Now, we apply the lemma $$gcd(f_a, f_b) = gcd(f_{a-b}, f_b)$$ repeatedly. This lemma can be extended to $$gcd(f_a, f_b) = gcd(f_{a-qb}, f_b)$$ for any positive integer $$q$$ such that $$a-qb \ge 0$$. This is because $$f_{a-b}, f_{a-2b}, \dots, f_{a-qb}$$ can be obtained by successive applications of the lemma.

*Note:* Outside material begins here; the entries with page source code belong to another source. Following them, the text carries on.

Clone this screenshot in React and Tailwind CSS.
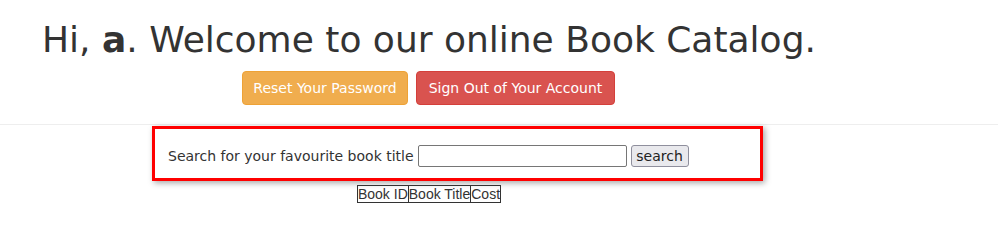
const App = () => {
    return (
        <div className="w-[998px] h-[252px] bg-white text-[#333] font-['DejaVu_Sans',sans-serif]">
            <div className="pt-5 pl-[42px]">
                <h1 className="text-[36px] leading-[40px] font-normal">
                    Hi, <b className="font-bold">a</b>. Welcome to our online Book Catalog.
                </h1>
            </div>

            {/* account buttons */}
            <div className="w-[857px] mt-[11px] flex justify-center gap-2">
                <button className="w-[166px] h-[34px] text-[14px] text-white bg-[#f0ad4e] border border-[#eea236] rounded-[4px]">
                    Reset Your Password
                </button>
                <button className="w-[199px] h-[34px] text-[14px] text-white bg-[#d9534f] border border-[#d43f3a] rounded-[4px]">
                    Sign Out of Your Account
                </button>
            </div>

            <hr className="mt-[19px] border-t border-[#eee]" />

            {/* search box */}
            <div className="ml-[152px] mt-[1px] w-[611px] h-[55px] border-[3px] border-[#ff0000] shadow-[2px_2px_6px_rgba(0,0,0,0.35)] pt-4 pl-[13px]">
                <div className="flex items-center h-[22px] text-[14px]">
                    <span>Search for your favourite book title</span>
                    <input type="text" className="ml-1 w-[209px] h-[22px] border border-[#767676] rounded-[2px] bg-white" />
                    <button className="ml-1 w-[58px] h-[22px] text-[14px] text-[#222] bg-[#e9e9ed] border border-[#8f8f9d] rounded-[3px] leading-none">
                        search
                    </button>
                </div>
            </div>

            <div className="w-[858px] mt-1 flex justify-center">
                <table className="font-['Liberation_Sans',Arial,sans-serif] text-[14px] leading-4 text-[#333]">
                    <thead>
                        <tr>
                            <th className="font-normal border border-[#333] p-0">Book ID</th>
                            <th className="font-normal border border-[#333] p-0">Book Title</th>
                            <th className="font-normal border border-[#333] p-0">Cost</th>
                        </tr>
                    </thead>
                </table>
            </div>
        </div>
    );
};

export default App;
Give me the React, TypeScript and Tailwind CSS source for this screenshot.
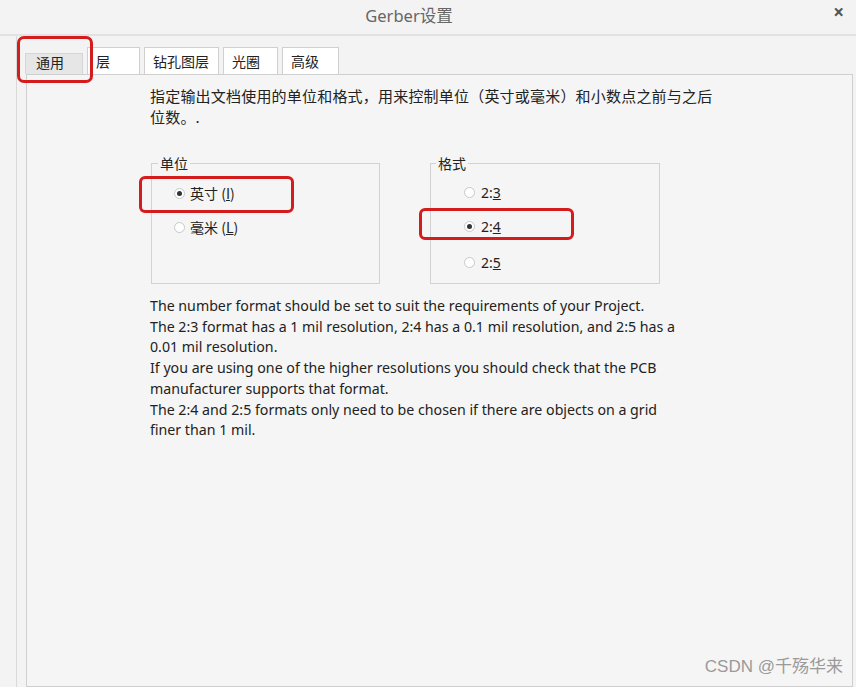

Applying this to our sequence of Euclidean algorithm steps:

$$ gcd(f_m, f_n) = gcd(f_{m - q_1 n}, f_n) = gcd(f_{r_1}, f_n) $$

$$ gcd(f_{r_1}, f_n) = gcd(f_{r_1}, f_{n - q_2 r_1}) = gcd(f_{r_1}, f_{r_2}) $$

$$ gcd(f_{r_1}, f_{r_2}) = gcd(f_{r_1 - q_3 r_2}, f_{r_2}) = gcd(f_{r_3}, f_{r_2}) $$

...continuing this process, we eventually reach the last non-zero remainder, $$r_k = d$$:

$$ gcd(f_m, f_n) = gcd(f_{r_{k-1}}, f_{r_k}) $$

Since $$r_{k-1} = q_{k+1} r_k$$, it means that $$r_k$$ divides $$r_{k-1}$$.
By the divisibility property of Fibonacci numbers (Property 1 from Step 1), if $$r_k$$ divides $$r_{k-1}$$, then $$f_{r_k}$$ divides $$f_{r_{k-1}}$$.
Therefore, $$gcd(f_{r_{k-1}}, f_{r_k}) = f_{r_k}$$.
Since $$r_k = d$$, we have $$gcd(f_m, f_n) = f_d$$.

**step5 Conclusion**

From Part 1 (Step 2), we showed that $$f_d$$ divides $$gcd(f_m, f_n)$$.
From Part 3 (Step 4), by applying the Euclidean algorithm with the proven lemma, we showed that $$gcd(f_m, f_n) = f_d$$.
Since $$f_d$$ is a common divisor and it is also the result of the Euclidean algorithm applied to the Fibonacci numbers, it must be the greatest common divisor. Thus, the proof is complete.